All the pessimism, all the self-doubt, all the second-guessing and negativity that goes with living all your life as a black man in America, never knowing or truly believing that it was possible to feel, to live, any other way. Gone.

I don’t know when or even if I’ll ever see them again, but I know I’ll be grateful to them for the rest of my life.

I did manage at least to shake the hand of the family patriarch whose name I was given, to let him know how proud I was to carry it.

I’d arrived in Kanilai as Greg Gross. I returned to Banjul two days later as Yaya Colley.

And it seemed as if all of the Gambia knew it.

The futampaf — indeed, all of the formal events of the Roots festival — had been shown across the country on the nation’s only television channel. The futampaf, presided over by President Yahya A.J.J. Jammeh himself, had been broadcast live across the Gambia.

Now that we were back in Banjul, we could hardly go anywhere on the street without people waving to us and calling to us by our new Gambian names. Especially mine. Shouts of “Yaya Colley!” dogged us almost wherever we went.

This whole celebrity thing was going to take some getting used to, but I was already comfortable enough with my new identity to introduce myself to the folks in our hotel as “Yaya Colley.”

Not that it was really necessary. They already seemed to know.

So I was getting comfortable in my new African skin when I went to the Africell office to get a cell phone. At the urging of the festival aide who’d brought me there, I gave the young clerk my new Gambian name.

The clerk looked as if me might barely have been out of high school. Tall and lean, flawless skin the color of one of those very expensive dark chocolate bars they sell in those expensive specialty grocery stores (chocolate which most likely comes from another West African country, the Ivory Coast).

He hears the name. He doesn’t look as if he approves. Have i just unknowingly stepped on my first cultural landmine in Africa?

“I’m going to give you a name,” he says. “When someone in the Gambia asks you your name, you give them this name.”

The name he gives me is Bubacarr Jallow. His name.

The name Bubacarr, I learn later, is an Africanized spelling of the Arabic name Abu Bakr, the first caliph of Islam and the prophet Mohammad’s closest friend.

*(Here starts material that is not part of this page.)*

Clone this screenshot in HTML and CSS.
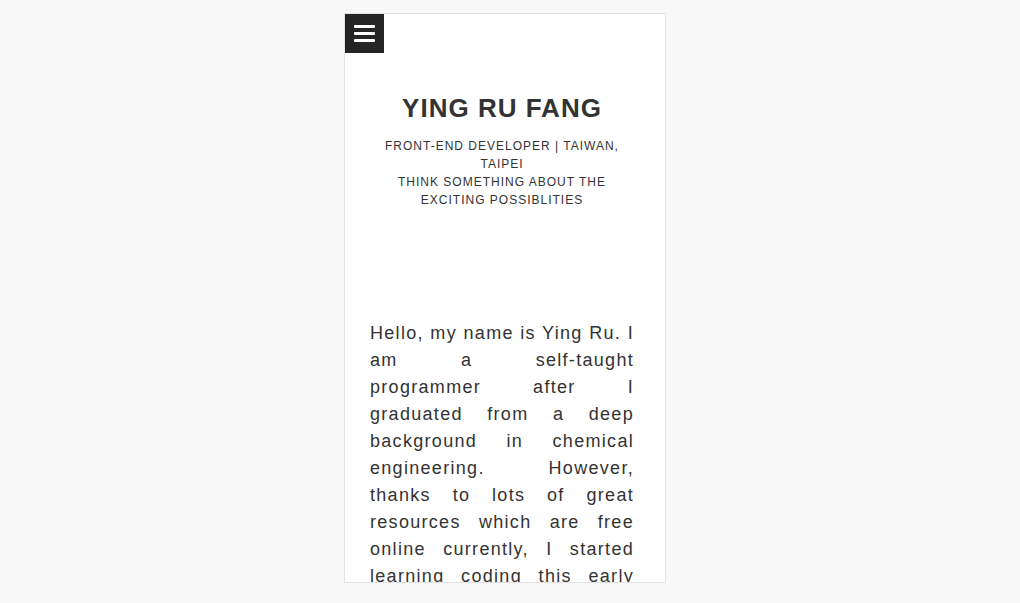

He knows I’m not a Muslim. It doesn’t matter.

I am flattered beyond belief.

Then, my companion from the festival throws in the kicker: His name is Bubacarr, too.

“So instead of the Three Musketeers,” I tell them, “we’re now the Three Bubacarrs!”

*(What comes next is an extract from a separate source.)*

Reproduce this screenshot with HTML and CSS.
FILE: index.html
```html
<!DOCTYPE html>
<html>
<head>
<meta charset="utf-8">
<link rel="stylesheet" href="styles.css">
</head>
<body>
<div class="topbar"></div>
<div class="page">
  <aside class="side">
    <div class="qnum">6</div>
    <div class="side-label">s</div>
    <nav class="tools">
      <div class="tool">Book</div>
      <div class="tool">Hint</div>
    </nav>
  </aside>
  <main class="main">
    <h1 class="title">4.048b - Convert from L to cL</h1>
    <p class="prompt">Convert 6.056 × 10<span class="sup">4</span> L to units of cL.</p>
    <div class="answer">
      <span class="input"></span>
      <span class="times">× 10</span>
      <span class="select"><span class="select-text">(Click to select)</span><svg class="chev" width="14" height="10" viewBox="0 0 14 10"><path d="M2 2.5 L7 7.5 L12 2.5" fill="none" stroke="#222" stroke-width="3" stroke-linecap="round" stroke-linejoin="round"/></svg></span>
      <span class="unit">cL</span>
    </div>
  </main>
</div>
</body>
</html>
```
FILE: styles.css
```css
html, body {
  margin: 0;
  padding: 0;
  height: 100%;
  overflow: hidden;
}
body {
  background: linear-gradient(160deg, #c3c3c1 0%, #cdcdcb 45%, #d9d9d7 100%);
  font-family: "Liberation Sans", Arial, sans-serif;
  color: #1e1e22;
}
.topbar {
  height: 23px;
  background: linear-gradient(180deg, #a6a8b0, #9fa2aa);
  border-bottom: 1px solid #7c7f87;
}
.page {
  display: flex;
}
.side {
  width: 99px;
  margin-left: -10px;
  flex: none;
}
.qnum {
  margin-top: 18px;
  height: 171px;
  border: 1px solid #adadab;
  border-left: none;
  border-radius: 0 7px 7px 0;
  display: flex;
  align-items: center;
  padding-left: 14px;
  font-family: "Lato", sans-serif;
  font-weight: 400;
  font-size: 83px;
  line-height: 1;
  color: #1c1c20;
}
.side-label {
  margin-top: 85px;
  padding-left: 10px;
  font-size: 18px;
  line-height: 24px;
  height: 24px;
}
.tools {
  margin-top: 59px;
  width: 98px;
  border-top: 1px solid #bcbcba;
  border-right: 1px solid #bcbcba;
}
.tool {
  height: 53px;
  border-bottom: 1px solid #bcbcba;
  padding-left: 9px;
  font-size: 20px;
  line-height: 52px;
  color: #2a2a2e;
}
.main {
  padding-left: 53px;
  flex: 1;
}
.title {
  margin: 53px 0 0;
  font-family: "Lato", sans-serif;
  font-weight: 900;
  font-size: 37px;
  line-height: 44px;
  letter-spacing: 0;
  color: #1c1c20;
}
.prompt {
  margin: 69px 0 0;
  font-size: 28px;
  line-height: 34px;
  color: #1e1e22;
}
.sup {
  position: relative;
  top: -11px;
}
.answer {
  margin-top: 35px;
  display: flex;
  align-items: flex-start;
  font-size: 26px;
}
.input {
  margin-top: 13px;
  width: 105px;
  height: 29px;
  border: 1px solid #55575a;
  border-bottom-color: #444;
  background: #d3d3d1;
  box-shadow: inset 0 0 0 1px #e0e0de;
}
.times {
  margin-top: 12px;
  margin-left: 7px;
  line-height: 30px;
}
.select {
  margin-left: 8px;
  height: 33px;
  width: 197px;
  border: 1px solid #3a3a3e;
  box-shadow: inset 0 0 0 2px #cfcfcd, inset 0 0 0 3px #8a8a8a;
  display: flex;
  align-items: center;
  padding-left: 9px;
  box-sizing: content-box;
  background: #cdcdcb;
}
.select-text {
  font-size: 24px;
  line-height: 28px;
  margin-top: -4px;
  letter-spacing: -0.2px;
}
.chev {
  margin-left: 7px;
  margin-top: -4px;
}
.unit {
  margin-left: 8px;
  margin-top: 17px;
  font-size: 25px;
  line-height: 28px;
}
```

Whenever you go in the world, there are people who want to sell you something. Sometimes, if you’re lucky, someone wants to give you something.

But when was the last time you met folks who wanted to give you their names?

I leave feeling extremely grateful and humble, but also a little nervous. I mean, what do I say if someone else here wants to give me their name?

“Thanks, but I already have three and I’m trying to cut down?”

“Sorry, but my doctor has me on a low-identity diet?”

Eventually, we left the Gambia and caught our return flight from Dakar in Senegal to Washington DC. According to my passport, I am still the man who had left from Washington Dulles International eight days earlier.

But my soul knows better. Way down in there, I am now equal parts of Greg Gross, Yaya Colley and Bubacarr jallow.

How do you explain to Customs and Immigration that you left home as one person, and returned as three? And filling out job applications could be a lot more time-consuming in the future.

But that’s what happened.

These are the kinds of souvenirs that never end up collecting dust on a shelf or disappearing in a drawer. These, to the last day of your life, never leave you.

One thought on “WEST AFRICA JOURNAL: 1 + Gambia = 3

  1. Very nice gifts you brought back! Most people bring a t’shirt, you got something much more prized!